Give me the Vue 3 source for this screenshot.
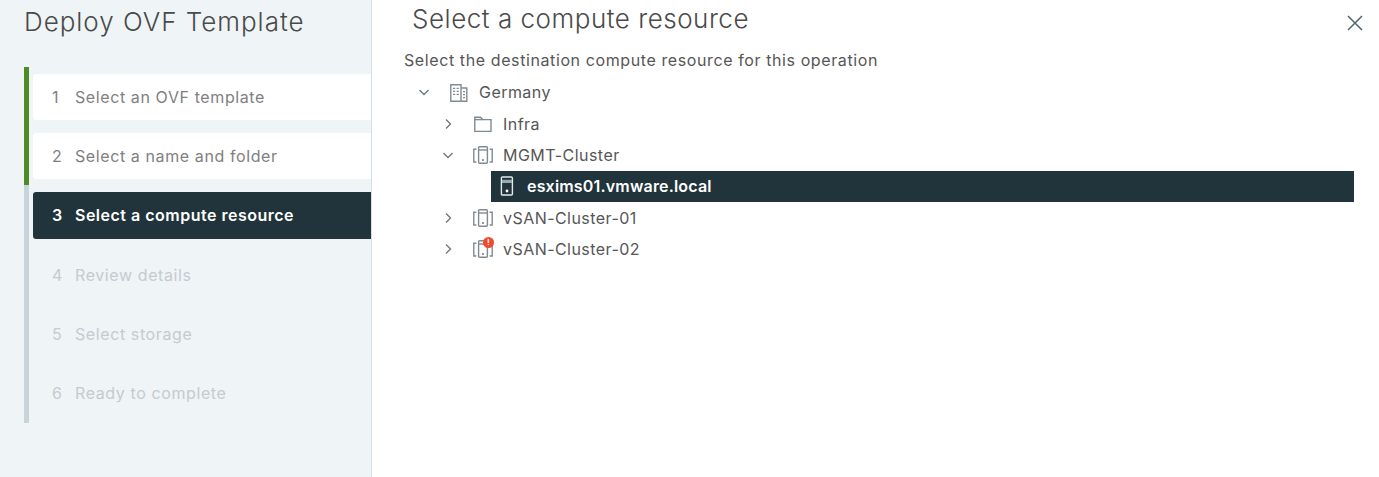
<template>
  <div class="wizard">
    <aside class="sidebar">
      <h1 class="wizard-title">Deploy OVF Template</h1>
      <ol class="steps">
        <li
          v-for="(step, idx) in steps"
          :key="step"
          class="step"
          :class="stepClass(idx)"
        >
          <span class="step-no">{{ idx + 1 }}</span>
          <span class="step-label">{{ step }}</span>
        </li>
      </ol>
    </aside>
    <main class="content">
      <header class="content-header">
        <h2 class="content-title">Select a compute resource</h2>
        <svg class="close" viewBox="0 0 18 18" width="18" height="18">
          <path d="M2 2 L16 16 M16 2 L2 16" stroke="#4f6470" stroke-width="1.5" fill="none" />
        </svg>
      </header>
      <p class="hint">Select the destination compute resource for this operation</p>
      <ul class="tree">
        <li
          v-for="node in nodes"
          :key="node.label"
          class="tree-row"
          :style="{ paddingLeft: node.depth * 24 + 'px' }"
        >
          <span class="caret">
            <svg v-if="node.caret" viewBox="0 0 12 12" width="12" height="12">
              <path
                :d="node.caret === 'open' ? 'M1.5 4 L6 8.5 L10.5 4' : 'M4 1.5 L8.5 6 L4 10.5'"
                stroke="#6b7a84"
                stroke-width="1.4"
                fill="none"
              />
            </svg>
          </span>
          <div class="node" :class="{ selected: node.selected }">
            <span class="node-icon">
              <svg v-if="node.icon === 'building'" viewBox="0 0 20 20" width="20" height="20" fill="none" stroke="#7f8a92" stroke-width="1.4">
                <path d="M1.8 2.8 H12 V19.2 H1.8 Z" />
                <path d="M12 6 H17.8 V19.2 H12" />
                <path d="M4 6.4 H6.2 M7.6 6.4 H9.8 M4 9.4 H6.2 M7.6 9.4 H9.8 M4 12.4 H6.2 M7.6 12.4 H9.8 M14 9.6 H16 M14 12.6 H16 M14 15.6 H16" stroke-width="1.2" />
              </svg>
              <svg v-else-if="node.icon === 'folder'" viewBox="0 0 20 20" width="20" height="20" fill="none" stroke="#7f8a92" stroke-width="1.4">
                <path d="M1.8 3.2 H7.6 L9.6 5.6 H18 V17.4 H1.8 Z" />
                <path d="M1.8 5.6 H9.6" />
              </svg>
              <svg v-else-if="node.icon === 'cluster'" viewBox="0 0 20 20" width="20" height="20" fill="none" stroke="#7f8a92" stroke-width="1.4">
                <rect x="5.6" y="1.8" width="8.8" height="16.4" rx="1" />
                <path d="M6 5 H14" />
                <path d="M3.4 4.2 H0.8 V17 H3.4 M16.6 4.2 H19.2 V17 H16.6" />
                <circle cx="10" cy="15" r="1" fill="#6f7b83" stroke="none" />
              </svg>
              <svg v-else viewBox="0 0 20 20" width="20" height="20" fill="none" stroke="#e4e9ec" stroke-width="1.4">
                <rect x="4.4" y="1" width="11" height="18" rx="1" />
                <path d="M5 3.8 H15 V7 H5 Z" fill="#9aa7ae" stroke="none" />
                <circle cx="10" cy="15" r="1.4" fill="#fff" stroke="none" />
              </svg>
              <span v-if="node.alert" class="alert">!</span>
            </span>
            <span class="node-label">{{ node.label }}</span>
          </div>
        </li>
      </ul>
    </main>
  </div>
</template>

<script setup>
const steps = [
  'Select an OVF template',
  'Select a name and folder',
  'Select a compute resource',
  'Review details',
  'Select storage',
  'Ready to complete'
]

const currentStep = 2

const nodes = [
  { label: 'Germany', depth: 0, caret: 'open', icon: 'building' },
  { label: 'Infra', depth: 1, caret: 'closed', icon: 'folder' },
  { label: 'MGMT-Cluster', depth: 1, caret: 'open', icon: 'cluster' },
  { label: 'esxims01.vmware.local', depth: 2, icon: 'host', selected: true },
  { label: 'vSAN-Cluster-01', depth: 1, caret: 'closed', icon: 'cluster' },
  { label: 'vSAN-Cluster-02', depth: 1, caret: 'closed', icon: 'cluster', alert: true }
]

function stepClass(idx) {
  if (idx < currentStep) return 'done'
  if (idx === currentStep) return 'current'
  return 'todo'
}
</script>

<style scoped>
.wizard {
  display: flex;
  width: 1379px;
  height: 477px;
  overflow: hidden;
  background: #fff;
  font-family: Inter, "Liberation Sans", sans-serif;
  color: #565656;
}

.sidebar {
  width: 372px;
  flex-shrink: 0;
  box-sizing: border-box;
  padding-left: 24px;
  background: #eff4f7;
  border-right: 1px solid #d5dfe6;
}

.wizard-title {
  margin: 0;
  height: 67px;
  padding-top: 4px;
  box-sizing: border-box;
  font-size: 26px;
  line-height: 36px;
  font-weight: 300;
  letter-spacing: 0.97px;
  color: #4a4a4a;
}

.steps {
  list-style: none;
  margin: 0;
  padding: 0;
}

.step {
  position: relative;
  display: flex;
  align-items: center;
  height: 59.2px;
  box-sizing: border-box;
  border-left: 5px solid #c9d4da;
  font-size: 16px;
  letter-spacing: 0.6px;
}

.step.done {
  border-left-color: #4e8a26;
  color: #808080;
}

.step.current {
  color: #fff;
  font-weight: 600;
  letter-spacing: 0.5px;
}

.step.todo {
  padding-top: 1px;
  color: #c5cbd0;
}

.step:last-child {
  height: 60.2px;
  padding-bottom: 1px;
}

.step.done::before,
.step.current::before {
  content: "";
  position: absolute;
  left: 4px;
  right: 0;
  top: 7px;
  bottom: 6px;
  border-radius: 3px 0 0 3px;
  background: #fff;
}

.step.current::before {
  background: #21333b;
}

.step-no {
  position: relative;
  width: 46px;
  padding-left: 23px;
  box-sizing: border-box;
}

.step-label {
  position: relative;
}

.content {
  flex: 1;
  min-width: 0;
  padding: 0 25px 0 32px;
}

.content-header {
  display: flex;
  align-items: flex-start;
  justify-content: space-between;
  height: 47px;
}

.content-title {
  margin: 0;
  padding-left: 8px;
  font-size: 26px;
  line-height: 38px;
  font-weight: 300;
  letter-spacing: 0.52px;
  color: #4a4a4a;
}

.close {
  margin-top: 14px;
  margin-right: -10px;
}

.hint {
  margin: 0;
  height: 29.5px;
  font-size: 16px;
  line-height: 26px;
  letter-spacing: 0.6px;
  color: #565656;
}

.tree {
  list-style: none;
  margin: 0;
  padding: 0 0 0 12px;
}

.tree-row {
  display: flex;
  align-items: center;
  height: 31.4px;
  font-size: 16px;
  letter-spacing: 0.45px;
}

.caret {
  display: flex;
  width: 33px;
  flex-shrink: 0;
  padding-left: 2px;
  box-sizing: border-box;
}

.node {
  flex: 1;
  display: flex;
  align-items: center;
  height: 31px;
}

.node-icon {
  position: relative;
  display: flex;
  width: 20px;
  height: 20px;
  margin-right: 10px;
}

.selected {
  margin-left: -6px;
  padding-left: 6px;
  background: #21333b;
  color: #fff;
  font-weight: 600;
  letter-spacing: 0.18px;
}

.alert {
  position: absolute;
  top: -2px;
  right: -1px;
  width: 11px;
  height: 11px;
  border-radius: 50%;
  background: #f0492e;
  color: #fff;
  font-size: 8px;
  line-height: 11px;
  font-weight: 700;
  text-align: center;
}
</style>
════
## [THE PROBLEM]
Show all lines above holding "this".

## [PROBLEM SOLUTION]
Give me the Vue 3 source for this screenshot.
      <p class="hint">Select the destination compute resource for this operation</p>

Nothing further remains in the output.